[Instructions for the task]
Wherever the word "this" appears in a line, extract that line.

# # # #

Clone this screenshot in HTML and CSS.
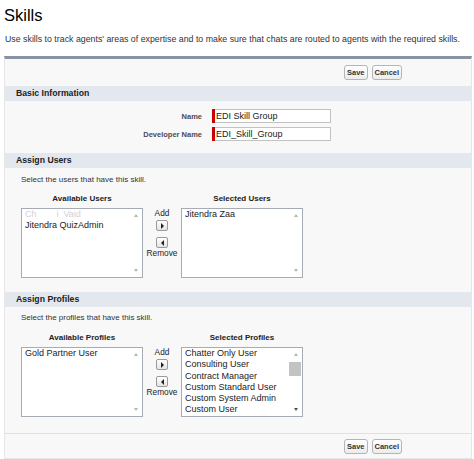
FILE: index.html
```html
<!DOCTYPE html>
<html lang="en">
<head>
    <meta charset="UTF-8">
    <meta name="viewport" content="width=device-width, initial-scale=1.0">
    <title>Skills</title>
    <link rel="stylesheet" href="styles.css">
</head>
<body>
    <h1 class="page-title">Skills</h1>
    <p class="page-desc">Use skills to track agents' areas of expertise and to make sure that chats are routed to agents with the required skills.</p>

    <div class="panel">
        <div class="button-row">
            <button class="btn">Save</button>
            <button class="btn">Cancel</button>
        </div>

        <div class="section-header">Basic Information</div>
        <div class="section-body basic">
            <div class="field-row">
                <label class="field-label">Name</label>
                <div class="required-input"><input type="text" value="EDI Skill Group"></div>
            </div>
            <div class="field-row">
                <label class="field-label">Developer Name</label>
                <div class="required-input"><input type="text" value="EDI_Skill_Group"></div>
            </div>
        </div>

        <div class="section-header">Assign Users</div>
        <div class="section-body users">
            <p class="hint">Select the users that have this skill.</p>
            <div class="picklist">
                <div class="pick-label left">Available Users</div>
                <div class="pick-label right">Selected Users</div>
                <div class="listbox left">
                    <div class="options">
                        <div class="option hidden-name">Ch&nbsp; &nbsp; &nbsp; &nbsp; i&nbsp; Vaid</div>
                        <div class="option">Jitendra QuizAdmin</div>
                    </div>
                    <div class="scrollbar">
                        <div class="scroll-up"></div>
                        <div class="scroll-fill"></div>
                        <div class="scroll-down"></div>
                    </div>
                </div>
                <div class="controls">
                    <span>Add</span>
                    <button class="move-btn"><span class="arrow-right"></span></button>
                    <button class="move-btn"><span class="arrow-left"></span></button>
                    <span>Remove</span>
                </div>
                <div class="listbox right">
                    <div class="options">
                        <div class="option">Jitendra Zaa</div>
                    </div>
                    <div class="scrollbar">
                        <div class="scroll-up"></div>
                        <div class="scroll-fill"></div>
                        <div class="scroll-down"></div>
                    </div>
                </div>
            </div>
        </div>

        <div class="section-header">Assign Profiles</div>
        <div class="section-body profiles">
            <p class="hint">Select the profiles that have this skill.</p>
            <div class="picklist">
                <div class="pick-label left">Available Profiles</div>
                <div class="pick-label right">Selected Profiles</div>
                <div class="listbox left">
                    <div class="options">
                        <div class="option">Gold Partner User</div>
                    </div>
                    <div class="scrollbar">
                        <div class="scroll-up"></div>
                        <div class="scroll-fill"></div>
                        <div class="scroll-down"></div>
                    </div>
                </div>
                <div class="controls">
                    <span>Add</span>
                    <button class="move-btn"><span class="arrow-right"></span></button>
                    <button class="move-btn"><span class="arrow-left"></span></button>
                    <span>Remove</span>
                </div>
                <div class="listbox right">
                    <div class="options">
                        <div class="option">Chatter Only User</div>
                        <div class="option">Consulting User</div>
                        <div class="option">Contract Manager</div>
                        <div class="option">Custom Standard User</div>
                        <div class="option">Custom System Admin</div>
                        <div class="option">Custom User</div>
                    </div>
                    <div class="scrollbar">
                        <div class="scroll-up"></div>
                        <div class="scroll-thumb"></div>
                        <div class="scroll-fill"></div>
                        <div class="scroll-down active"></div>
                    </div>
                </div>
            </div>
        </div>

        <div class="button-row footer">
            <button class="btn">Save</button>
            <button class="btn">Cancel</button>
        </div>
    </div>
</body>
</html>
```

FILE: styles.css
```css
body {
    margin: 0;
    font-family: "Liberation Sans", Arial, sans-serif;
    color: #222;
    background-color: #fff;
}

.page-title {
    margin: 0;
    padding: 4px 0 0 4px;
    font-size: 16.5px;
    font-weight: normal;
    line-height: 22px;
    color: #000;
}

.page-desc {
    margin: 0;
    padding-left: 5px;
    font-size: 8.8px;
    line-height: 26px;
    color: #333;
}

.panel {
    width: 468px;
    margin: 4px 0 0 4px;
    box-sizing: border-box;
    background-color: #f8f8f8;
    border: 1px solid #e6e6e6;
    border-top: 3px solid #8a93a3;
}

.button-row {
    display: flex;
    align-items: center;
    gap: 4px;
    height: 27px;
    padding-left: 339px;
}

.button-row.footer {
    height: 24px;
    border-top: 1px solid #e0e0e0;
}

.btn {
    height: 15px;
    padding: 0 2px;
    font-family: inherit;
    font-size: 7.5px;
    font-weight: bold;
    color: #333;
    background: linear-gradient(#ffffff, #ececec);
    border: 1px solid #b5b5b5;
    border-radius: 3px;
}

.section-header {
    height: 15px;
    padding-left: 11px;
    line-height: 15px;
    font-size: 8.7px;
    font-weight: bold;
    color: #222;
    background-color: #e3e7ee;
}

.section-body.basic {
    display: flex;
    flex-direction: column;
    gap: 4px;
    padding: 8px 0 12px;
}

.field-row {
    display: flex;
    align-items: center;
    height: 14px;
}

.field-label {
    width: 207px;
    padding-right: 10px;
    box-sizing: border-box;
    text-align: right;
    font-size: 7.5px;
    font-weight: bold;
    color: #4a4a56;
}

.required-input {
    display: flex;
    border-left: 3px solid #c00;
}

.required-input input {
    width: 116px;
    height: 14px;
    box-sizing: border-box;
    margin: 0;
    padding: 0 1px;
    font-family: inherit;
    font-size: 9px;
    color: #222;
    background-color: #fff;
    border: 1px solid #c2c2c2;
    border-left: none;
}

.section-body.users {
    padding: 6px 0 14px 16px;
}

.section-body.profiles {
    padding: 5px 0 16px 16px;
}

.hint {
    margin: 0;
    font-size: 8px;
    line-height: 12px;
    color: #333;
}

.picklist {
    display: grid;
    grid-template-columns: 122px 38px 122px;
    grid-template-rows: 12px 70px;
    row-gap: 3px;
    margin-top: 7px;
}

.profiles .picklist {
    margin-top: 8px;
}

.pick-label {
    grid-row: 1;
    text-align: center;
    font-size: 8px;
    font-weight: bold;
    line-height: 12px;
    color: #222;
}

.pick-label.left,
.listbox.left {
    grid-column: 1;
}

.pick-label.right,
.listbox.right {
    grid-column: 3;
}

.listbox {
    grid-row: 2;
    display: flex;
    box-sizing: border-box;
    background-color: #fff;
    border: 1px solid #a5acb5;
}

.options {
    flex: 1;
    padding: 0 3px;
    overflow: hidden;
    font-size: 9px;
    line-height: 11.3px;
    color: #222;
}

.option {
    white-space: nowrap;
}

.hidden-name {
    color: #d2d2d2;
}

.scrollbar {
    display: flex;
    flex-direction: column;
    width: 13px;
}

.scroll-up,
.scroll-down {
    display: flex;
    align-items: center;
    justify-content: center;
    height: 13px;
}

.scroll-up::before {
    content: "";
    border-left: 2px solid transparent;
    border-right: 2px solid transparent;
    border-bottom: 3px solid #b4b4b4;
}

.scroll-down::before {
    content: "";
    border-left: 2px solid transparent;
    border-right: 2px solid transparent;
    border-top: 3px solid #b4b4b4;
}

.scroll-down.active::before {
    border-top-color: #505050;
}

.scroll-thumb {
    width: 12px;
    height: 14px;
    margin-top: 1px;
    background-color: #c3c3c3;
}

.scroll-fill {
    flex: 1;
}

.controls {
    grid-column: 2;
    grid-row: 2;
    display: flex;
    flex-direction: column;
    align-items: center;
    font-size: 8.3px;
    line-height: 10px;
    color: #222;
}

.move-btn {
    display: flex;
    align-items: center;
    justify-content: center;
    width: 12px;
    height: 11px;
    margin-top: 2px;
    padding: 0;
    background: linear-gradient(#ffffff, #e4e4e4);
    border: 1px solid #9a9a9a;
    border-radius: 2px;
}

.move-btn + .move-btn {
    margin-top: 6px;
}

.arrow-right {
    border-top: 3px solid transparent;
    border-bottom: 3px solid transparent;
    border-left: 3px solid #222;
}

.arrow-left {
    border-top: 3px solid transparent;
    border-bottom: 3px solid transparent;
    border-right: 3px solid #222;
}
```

# # # #

[Task solution]
Clone this screenshot in HTML and CSS.
            <p class="hint">Select the users that have this skill.</p>
            <p class="hint">Select the profiles that have this skill.</p>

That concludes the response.